The daily operation resembled a well-oiled assembly line, incessantly running, driven solely by profit from genetic material sales and completion of unlawful IVF cycles.
Exploitation of Vulnerable Women from Eastern Europe
The network had developed a recruitment reach extending into the most deprived areas of Eastern Europe. Women from Romania, Ukraine, Albania, Georgia, Moldova, and other countries were systematically identified through social media or intermediaries, approached in a way that exploited their urgent financial needs.
Promises were made for decent compensation, without clarifying the illegality, risks, and severe law violations involved.
Once convinced, women were transported to Chania, handed over to the network, and placed under complete dependence. According to the ruling, they were housed in apartments without privacy or freedom of movement.
Travel documents were confiscated to prevent escape or challenge of the process.
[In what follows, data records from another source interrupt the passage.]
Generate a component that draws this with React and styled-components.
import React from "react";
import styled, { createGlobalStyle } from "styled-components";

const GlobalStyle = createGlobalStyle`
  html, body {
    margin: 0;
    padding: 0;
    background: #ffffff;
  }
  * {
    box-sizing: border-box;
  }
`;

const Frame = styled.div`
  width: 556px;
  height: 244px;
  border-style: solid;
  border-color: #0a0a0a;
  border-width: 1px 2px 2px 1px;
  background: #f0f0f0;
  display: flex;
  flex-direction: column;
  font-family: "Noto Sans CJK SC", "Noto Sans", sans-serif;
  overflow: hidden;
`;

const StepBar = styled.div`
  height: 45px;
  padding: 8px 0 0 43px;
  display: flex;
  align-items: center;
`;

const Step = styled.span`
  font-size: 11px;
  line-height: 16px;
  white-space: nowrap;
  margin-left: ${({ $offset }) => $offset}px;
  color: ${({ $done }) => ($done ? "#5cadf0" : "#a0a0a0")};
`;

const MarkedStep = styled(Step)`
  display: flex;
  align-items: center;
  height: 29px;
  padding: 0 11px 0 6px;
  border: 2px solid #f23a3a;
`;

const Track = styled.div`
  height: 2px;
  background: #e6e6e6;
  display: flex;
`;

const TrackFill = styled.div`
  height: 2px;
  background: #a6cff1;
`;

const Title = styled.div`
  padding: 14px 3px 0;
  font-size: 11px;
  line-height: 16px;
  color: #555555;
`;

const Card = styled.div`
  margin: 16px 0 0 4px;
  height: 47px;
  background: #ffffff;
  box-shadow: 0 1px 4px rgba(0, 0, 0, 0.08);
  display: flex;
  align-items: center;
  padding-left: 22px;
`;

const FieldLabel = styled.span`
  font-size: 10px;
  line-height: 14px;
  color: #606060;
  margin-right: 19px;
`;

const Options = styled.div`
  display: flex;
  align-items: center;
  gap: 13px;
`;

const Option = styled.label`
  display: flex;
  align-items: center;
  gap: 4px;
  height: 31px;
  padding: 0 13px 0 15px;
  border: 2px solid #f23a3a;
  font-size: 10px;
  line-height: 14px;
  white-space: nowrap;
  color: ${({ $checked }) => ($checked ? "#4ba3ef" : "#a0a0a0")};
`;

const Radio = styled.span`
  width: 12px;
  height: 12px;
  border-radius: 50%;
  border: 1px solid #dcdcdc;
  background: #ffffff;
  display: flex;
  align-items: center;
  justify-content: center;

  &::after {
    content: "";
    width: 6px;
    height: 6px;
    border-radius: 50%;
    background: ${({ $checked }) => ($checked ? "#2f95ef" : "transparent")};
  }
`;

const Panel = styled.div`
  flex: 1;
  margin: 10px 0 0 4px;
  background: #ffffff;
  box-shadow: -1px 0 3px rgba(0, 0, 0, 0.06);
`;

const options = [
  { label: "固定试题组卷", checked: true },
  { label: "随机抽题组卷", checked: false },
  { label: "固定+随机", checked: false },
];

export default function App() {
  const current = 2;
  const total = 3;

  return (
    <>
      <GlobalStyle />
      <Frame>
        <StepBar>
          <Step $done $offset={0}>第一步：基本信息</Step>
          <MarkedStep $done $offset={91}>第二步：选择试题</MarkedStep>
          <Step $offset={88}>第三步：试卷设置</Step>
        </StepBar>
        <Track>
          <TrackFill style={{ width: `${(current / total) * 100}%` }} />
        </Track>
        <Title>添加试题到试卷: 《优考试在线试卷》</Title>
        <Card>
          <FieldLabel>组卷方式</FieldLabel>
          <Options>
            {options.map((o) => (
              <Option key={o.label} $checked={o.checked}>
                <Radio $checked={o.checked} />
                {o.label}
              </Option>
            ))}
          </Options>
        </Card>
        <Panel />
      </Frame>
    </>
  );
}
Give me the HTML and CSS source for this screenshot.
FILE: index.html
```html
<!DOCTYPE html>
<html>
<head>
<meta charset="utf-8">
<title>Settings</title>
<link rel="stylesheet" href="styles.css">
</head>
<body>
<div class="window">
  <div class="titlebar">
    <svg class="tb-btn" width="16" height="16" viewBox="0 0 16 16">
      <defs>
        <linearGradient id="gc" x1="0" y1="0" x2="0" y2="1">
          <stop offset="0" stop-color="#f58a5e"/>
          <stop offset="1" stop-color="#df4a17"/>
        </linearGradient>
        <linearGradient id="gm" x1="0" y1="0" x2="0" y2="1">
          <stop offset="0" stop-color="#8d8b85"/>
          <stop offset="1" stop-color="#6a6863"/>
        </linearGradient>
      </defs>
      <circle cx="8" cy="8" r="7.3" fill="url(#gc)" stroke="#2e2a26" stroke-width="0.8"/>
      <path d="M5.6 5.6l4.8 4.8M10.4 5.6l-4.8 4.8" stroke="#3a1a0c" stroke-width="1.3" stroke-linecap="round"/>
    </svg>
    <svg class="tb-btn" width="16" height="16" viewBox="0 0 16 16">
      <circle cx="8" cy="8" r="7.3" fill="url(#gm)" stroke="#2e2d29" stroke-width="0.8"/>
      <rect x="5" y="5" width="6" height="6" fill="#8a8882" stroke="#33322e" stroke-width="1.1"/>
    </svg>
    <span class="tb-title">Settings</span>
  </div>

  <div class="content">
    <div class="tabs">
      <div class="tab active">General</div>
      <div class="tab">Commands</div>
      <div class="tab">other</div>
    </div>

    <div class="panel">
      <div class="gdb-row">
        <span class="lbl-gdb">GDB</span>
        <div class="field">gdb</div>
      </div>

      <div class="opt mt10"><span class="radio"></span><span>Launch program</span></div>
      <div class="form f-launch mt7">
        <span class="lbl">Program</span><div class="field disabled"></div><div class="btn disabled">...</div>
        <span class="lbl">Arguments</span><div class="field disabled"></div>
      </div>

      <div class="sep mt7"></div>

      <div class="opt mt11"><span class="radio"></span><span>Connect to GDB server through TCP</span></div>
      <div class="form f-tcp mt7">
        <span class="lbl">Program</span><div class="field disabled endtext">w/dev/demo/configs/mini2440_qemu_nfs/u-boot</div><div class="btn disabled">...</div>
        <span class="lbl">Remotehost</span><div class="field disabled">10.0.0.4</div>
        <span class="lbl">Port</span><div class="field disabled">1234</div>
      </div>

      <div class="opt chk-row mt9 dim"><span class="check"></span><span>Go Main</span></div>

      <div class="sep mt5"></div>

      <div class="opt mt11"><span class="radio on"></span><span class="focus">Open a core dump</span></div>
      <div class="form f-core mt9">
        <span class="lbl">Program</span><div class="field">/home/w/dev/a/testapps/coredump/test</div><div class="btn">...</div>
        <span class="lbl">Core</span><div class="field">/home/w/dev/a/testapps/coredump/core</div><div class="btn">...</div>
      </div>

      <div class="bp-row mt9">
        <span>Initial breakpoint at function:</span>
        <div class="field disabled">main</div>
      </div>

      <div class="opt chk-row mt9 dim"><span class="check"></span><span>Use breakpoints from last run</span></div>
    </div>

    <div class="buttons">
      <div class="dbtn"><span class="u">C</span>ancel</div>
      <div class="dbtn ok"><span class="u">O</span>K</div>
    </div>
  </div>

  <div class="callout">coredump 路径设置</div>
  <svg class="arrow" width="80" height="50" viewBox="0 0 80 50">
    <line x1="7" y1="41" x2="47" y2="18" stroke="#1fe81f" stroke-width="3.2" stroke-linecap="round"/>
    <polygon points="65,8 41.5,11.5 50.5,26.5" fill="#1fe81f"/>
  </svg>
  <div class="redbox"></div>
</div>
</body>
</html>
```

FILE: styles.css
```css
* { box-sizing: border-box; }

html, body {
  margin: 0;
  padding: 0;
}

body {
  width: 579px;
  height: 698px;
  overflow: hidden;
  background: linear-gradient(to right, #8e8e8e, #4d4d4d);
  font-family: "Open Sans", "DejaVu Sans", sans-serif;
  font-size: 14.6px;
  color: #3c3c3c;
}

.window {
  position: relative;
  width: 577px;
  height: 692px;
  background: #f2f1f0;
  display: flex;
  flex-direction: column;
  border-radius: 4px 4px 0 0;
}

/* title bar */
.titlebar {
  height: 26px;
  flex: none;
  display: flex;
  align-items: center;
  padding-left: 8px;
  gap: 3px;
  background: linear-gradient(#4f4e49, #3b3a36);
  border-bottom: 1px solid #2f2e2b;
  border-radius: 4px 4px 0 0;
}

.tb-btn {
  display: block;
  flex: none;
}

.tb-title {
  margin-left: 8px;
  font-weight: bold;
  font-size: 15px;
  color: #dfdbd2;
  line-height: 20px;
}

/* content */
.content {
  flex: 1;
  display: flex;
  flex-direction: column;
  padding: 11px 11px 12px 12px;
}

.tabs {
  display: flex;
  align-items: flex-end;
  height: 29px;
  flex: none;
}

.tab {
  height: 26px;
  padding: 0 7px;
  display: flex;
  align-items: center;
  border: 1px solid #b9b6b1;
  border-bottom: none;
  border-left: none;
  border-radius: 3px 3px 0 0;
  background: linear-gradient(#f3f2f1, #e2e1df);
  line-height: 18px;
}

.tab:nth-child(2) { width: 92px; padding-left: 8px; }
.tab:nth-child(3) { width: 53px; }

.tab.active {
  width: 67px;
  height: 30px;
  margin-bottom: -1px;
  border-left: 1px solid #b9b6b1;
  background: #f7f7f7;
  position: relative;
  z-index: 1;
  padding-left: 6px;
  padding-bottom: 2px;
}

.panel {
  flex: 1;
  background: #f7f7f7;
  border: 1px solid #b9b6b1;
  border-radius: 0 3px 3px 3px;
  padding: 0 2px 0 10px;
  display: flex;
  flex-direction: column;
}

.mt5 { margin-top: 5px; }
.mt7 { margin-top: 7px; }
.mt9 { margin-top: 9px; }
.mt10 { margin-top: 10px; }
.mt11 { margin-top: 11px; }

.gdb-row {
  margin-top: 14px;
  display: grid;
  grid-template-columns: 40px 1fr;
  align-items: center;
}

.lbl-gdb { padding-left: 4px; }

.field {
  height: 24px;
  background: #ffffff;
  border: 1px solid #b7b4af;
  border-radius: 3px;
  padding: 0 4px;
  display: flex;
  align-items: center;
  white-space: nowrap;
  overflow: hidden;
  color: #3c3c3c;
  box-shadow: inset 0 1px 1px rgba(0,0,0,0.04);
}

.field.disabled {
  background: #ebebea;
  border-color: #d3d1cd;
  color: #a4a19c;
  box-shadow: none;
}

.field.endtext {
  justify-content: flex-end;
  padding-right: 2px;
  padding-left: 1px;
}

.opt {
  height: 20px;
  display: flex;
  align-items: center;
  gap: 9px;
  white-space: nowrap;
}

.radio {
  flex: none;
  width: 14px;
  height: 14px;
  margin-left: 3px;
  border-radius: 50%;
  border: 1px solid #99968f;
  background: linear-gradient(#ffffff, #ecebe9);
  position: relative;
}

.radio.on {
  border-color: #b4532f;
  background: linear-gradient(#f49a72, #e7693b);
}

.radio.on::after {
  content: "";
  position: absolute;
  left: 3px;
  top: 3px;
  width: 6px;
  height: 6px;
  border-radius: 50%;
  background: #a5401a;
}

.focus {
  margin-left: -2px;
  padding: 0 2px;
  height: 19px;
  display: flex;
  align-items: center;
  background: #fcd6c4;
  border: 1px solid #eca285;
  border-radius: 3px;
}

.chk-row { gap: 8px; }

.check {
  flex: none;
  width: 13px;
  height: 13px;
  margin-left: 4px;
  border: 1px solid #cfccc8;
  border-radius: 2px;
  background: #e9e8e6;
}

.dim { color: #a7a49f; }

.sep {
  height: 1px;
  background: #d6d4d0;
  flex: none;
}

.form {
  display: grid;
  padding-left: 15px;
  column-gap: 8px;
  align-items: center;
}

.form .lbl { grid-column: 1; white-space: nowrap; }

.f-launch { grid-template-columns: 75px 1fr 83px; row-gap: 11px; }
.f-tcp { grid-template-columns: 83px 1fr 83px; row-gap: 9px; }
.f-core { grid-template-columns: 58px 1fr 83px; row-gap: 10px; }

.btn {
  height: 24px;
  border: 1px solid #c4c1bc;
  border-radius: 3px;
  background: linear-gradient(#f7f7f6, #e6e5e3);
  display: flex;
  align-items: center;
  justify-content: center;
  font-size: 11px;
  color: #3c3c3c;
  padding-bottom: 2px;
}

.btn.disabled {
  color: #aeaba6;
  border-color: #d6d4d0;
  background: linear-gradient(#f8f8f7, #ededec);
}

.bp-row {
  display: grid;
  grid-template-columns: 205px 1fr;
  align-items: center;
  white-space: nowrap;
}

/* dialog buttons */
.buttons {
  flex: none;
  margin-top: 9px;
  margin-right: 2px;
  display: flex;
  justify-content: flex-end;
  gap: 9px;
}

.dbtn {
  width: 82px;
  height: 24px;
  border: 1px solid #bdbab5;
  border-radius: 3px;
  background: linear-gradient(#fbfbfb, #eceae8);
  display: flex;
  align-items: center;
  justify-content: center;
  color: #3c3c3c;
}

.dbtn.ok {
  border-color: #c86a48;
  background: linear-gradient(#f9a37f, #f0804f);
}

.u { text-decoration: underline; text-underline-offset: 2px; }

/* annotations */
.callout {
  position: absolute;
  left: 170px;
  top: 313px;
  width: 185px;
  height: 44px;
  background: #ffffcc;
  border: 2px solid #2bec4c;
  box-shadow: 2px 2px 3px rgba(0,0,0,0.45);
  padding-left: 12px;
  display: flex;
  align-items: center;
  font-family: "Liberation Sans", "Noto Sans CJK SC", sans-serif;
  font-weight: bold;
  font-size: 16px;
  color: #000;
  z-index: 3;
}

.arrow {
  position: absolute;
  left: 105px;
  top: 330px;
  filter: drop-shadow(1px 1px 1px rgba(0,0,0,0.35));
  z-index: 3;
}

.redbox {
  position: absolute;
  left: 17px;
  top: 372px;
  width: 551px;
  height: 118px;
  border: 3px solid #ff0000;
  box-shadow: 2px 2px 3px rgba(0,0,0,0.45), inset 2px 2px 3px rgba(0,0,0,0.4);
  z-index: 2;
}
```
Some women received shockingly low payments for egg donation — as little as €100 — starkly illustrating the depth of exploitation.
Meanwhile, amounts paid by prospective parents often reached tens or hundreds of thousands of euros, highlighting the vast economic gap between the organization’s profits and the paltry sums given to women.
The Role of Intermediaries
The ruling devotes significant attention to the intermediaries, critical figures in the network paid undisclosed amounts per recruitment. They effectively served as the “entry gate” for the illicit operation.
Simply put, without them, the entire scheme could not function. Descriptions highlight women recruited under promises of inherently illegal commercial transactions — not donations, but sales of eggs, conducted outside the legal framework, with full awareness of blatant law violations by members.
From there, the eggs came under the control of the network, used either for fertilization to enable pregnancy for the intended mother or allocated to surrogates to complete IVF cycles that could never be legally approved.
Simultaneously, the network adapted all illegal actions to align with judicial decisions obtained through falsified or incomplete documents, creating a facade of legality over wholly unlawful procedures.
Legal Perspective and Societal Impact
Speaking to THEMA newspaper, lawyer Liana Togantzi emphasizes that this case is not merely serious but unprecedented in Greek history.
“For the first time, the judiciary confronts such an extensive, multi-layered network exploiting women where human dignity was commodified,” she states.
“My clients are not mere case files. They are women who found themselves utterly powerless, subjected to procedures flagrantly violating legality and every moral boundary. The exposure of this mechanism is not only vindication for the victims but a necessary message to society that such practices cannot remain in the shadows. Justice must protect the most vulnerable.”